-- Begin Input records --
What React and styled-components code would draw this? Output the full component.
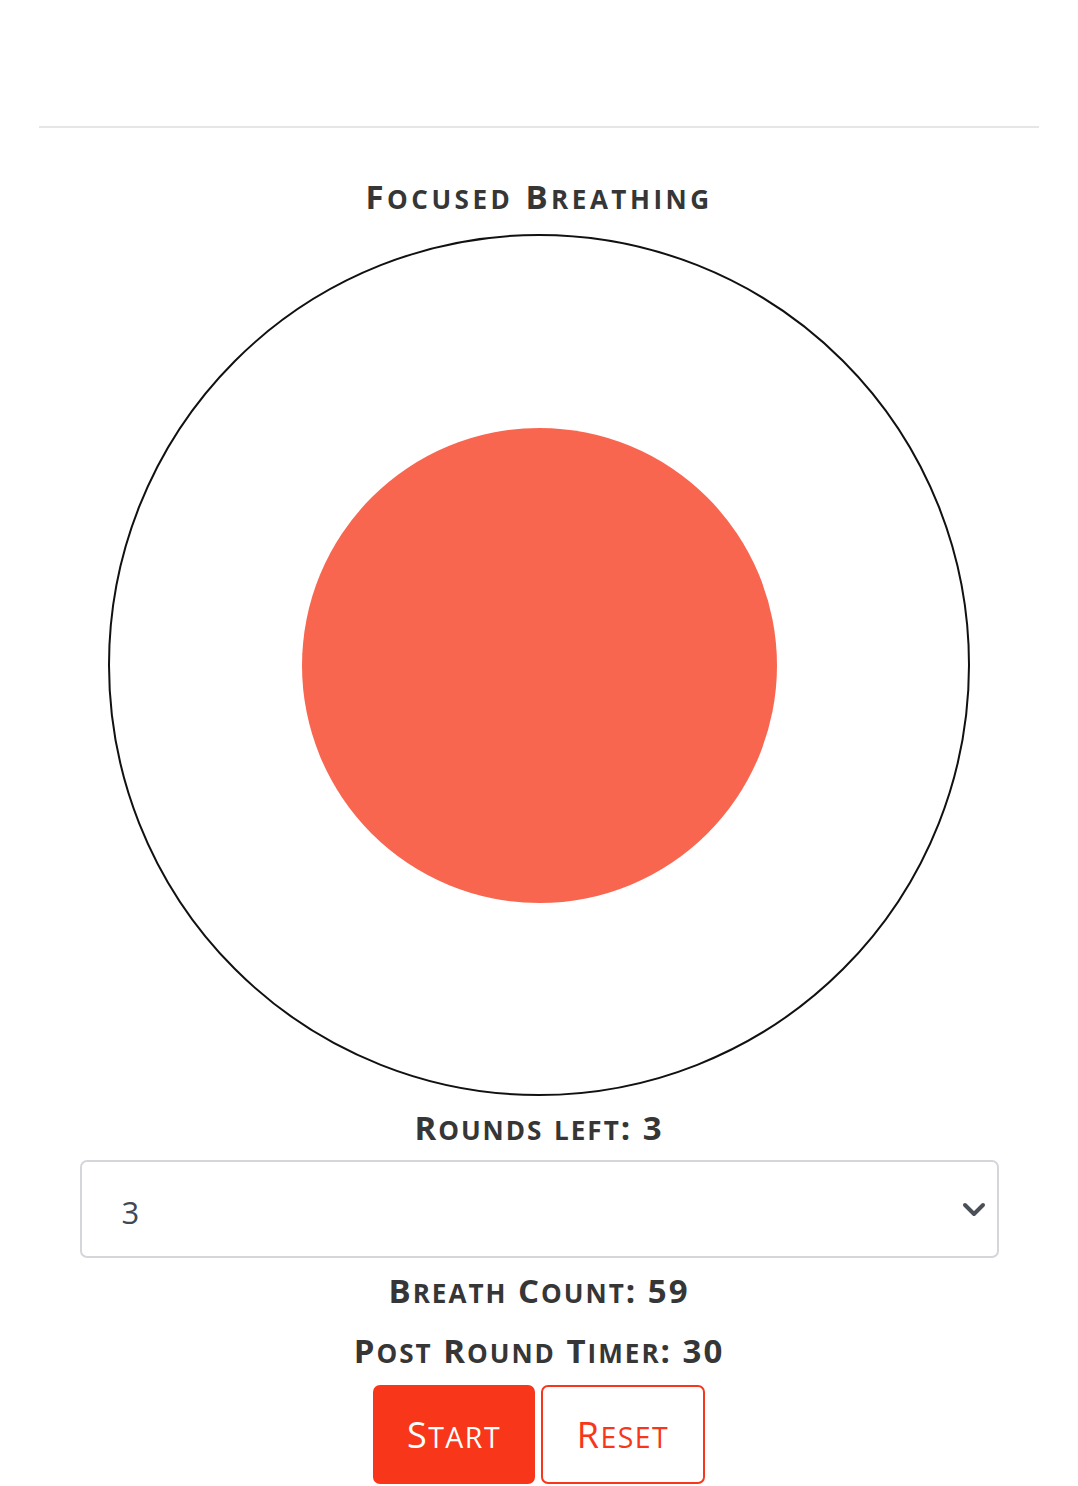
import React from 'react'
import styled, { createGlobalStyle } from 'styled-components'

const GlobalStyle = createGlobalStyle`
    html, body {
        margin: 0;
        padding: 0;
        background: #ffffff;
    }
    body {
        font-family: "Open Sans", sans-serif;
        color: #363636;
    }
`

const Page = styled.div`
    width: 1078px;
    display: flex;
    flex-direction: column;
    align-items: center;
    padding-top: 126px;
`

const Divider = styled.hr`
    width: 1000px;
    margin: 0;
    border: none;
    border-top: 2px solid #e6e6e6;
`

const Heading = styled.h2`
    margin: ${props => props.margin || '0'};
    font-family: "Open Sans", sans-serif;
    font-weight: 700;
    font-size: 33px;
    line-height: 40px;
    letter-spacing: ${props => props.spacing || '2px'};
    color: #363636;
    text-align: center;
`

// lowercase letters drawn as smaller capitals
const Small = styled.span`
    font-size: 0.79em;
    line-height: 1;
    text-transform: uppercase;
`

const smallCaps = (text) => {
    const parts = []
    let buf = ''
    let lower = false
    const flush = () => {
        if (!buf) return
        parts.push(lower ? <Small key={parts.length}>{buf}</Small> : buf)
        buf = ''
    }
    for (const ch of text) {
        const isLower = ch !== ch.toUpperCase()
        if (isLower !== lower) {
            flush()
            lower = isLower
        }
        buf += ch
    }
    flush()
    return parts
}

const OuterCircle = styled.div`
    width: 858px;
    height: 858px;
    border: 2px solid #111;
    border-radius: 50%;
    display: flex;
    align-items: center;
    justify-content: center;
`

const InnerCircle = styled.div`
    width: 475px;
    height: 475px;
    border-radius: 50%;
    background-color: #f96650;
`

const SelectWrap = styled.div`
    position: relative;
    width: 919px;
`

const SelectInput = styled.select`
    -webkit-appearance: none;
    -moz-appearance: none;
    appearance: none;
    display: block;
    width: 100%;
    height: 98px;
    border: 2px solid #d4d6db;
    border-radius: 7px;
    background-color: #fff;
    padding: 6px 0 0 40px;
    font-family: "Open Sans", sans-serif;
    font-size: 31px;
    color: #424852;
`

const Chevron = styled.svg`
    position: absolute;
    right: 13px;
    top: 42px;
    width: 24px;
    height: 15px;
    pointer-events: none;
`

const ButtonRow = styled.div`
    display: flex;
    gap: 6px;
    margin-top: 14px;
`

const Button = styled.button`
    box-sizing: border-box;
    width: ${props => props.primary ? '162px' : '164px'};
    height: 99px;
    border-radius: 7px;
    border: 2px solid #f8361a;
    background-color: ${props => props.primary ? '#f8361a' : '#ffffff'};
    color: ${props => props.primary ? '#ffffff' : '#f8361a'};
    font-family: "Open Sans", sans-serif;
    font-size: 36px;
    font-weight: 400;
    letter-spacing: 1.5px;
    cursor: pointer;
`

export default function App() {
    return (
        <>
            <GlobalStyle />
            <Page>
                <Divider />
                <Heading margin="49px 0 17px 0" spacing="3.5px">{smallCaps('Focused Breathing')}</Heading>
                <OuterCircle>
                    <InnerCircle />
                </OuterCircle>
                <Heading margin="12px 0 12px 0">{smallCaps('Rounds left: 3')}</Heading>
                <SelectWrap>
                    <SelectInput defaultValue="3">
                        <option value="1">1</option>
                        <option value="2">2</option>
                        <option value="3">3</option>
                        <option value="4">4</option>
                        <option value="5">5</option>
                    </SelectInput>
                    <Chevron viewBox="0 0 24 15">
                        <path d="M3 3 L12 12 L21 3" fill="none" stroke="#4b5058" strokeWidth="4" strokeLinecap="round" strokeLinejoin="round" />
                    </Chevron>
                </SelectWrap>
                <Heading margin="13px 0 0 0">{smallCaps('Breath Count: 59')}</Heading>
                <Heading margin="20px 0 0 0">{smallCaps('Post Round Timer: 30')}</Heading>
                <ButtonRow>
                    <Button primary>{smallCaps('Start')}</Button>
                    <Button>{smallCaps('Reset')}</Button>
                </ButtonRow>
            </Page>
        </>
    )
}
-- End Input records --
-- Begin Input records --
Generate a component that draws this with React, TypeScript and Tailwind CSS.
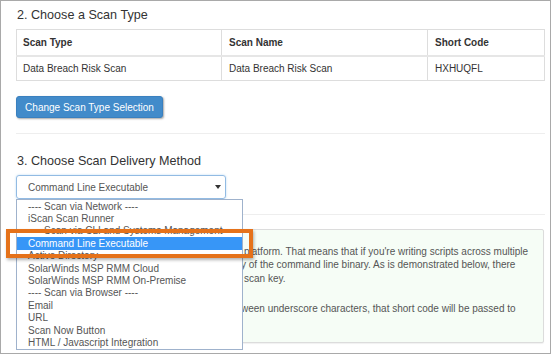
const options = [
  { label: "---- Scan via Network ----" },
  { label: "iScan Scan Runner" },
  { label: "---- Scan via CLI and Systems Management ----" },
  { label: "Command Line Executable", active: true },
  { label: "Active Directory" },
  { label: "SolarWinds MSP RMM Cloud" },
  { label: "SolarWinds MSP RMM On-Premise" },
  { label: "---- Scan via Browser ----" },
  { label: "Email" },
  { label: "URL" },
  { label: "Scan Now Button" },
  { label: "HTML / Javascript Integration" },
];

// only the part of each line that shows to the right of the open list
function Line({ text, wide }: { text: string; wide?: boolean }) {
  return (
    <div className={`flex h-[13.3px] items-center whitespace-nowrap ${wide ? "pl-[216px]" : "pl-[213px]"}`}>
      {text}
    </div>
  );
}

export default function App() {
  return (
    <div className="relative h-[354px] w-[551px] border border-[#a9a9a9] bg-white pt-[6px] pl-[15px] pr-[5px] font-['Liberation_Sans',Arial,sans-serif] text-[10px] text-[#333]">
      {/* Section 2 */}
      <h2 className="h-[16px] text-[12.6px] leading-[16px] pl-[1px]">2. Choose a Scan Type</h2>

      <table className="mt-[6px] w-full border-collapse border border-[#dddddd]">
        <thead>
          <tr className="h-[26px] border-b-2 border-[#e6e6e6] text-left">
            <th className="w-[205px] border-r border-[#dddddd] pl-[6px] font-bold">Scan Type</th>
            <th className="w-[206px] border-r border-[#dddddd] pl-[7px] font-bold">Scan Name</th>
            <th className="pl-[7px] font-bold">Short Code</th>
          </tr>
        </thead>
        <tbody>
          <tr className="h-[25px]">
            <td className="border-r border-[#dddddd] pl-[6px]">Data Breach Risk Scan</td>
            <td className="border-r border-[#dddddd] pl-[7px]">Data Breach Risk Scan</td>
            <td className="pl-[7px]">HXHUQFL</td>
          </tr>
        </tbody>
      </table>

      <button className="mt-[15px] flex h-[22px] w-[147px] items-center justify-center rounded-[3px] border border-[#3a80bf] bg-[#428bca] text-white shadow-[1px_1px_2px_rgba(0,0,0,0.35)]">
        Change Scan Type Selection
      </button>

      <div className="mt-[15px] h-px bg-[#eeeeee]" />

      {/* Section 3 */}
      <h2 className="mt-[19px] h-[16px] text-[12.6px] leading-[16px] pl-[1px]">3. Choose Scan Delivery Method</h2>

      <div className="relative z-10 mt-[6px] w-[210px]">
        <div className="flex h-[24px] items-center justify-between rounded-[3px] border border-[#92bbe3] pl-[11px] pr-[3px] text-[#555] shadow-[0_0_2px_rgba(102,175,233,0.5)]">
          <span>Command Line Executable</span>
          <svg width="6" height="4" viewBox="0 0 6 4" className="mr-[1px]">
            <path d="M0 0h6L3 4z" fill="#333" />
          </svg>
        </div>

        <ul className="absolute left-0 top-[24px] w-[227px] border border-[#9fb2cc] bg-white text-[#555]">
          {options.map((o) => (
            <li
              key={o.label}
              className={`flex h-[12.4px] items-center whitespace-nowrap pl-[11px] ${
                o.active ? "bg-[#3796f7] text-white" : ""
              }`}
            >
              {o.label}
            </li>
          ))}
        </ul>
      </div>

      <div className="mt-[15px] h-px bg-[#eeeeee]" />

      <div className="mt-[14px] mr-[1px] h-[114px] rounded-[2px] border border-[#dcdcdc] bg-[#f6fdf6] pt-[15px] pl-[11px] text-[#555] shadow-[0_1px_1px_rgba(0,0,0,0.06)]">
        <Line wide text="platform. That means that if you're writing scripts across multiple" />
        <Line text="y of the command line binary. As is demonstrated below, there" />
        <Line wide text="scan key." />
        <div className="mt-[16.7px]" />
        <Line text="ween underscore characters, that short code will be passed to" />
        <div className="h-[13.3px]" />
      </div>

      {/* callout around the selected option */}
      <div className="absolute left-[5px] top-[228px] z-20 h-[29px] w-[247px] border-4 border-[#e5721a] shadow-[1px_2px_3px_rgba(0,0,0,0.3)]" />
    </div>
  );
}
-- End Input records --
-- Begin Input records --
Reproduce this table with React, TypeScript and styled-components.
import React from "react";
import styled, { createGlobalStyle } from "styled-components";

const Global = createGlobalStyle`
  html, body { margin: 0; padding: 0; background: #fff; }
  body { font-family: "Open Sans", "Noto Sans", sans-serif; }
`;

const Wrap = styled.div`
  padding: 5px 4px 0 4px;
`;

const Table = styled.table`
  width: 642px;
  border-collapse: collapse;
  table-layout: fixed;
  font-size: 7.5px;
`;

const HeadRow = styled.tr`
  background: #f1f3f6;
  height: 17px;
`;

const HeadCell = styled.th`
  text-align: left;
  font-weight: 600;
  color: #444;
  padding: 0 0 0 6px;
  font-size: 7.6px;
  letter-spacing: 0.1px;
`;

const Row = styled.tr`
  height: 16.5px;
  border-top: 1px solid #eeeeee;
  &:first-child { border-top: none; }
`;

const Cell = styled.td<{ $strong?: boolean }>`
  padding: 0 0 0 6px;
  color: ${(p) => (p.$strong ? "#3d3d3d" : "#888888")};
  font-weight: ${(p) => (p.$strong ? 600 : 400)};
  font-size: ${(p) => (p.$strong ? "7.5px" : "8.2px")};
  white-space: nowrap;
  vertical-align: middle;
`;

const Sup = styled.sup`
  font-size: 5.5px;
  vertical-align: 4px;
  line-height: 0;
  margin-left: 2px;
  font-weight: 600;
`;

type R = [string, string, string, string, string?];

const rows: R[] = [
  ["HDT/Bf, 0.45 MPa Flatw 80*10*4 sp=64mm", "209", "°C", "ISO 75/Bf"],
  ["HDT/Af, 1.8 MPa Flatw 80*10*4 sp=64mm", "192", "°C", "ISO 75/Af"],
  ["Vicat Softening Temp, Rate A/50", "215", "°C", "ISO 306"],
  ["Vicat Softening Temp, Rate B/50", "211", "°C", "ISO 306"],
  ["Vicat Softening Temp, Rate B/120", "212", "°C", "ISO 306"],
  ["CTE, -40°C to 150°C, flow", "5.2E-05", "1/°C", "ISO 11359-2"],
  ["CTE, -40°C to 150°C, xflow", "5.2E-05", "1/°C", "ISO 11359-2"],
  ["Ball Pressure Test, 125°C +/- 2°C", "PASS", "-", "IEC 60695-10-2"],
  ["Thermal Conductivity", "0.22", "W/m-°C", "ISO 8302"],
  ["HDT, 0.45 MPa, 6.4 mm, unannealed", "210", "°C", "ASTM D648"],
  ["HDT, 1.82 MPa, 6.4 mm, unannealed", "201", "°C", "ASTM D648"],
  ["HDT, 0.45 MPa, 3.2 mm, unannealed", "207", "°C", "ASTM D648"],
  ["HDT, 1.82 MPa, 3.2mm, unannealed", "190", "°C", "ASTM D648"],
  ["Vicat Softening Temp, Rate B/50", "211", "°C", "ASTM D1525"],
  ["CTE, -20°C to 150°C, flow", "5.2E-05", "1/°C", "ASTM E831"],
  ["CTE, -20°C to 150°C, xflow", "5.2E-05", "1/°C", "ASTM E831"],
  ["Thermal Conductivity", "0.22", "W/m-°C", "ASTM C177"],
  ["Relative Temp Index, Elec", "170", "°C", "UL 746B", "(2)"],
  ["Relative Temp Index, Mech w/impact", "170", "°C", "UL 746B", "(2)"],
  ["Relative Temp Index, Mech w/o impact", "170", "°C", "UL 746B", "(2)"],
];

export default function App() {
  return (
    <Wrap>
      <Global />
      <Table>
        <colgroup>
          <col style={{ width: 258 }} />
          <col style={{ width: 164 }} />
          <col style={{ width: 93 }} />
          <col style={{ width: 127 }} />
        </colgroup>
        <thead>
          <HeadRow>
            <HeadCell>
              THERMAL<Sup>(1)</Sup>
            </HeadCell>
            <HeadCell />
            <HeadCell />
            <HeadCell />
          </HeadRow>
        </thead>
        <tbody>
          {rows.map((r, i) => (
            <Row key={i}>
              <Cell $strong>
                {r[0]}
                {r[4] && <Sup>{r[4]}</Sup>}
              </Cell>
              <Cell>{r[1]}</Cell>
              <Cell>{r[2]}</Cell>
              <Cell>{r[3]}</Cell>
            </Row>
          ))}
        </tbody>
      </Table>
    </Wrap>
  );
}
-- End Input records --
The exercise — Search the data above for lines holding "TypeScript" and copy each of them.

Exercise answer —
Generate a component that draws this with React, TypeScript and Tailwind CSS.
Reproduce this table with React, TypeScript and styled-components.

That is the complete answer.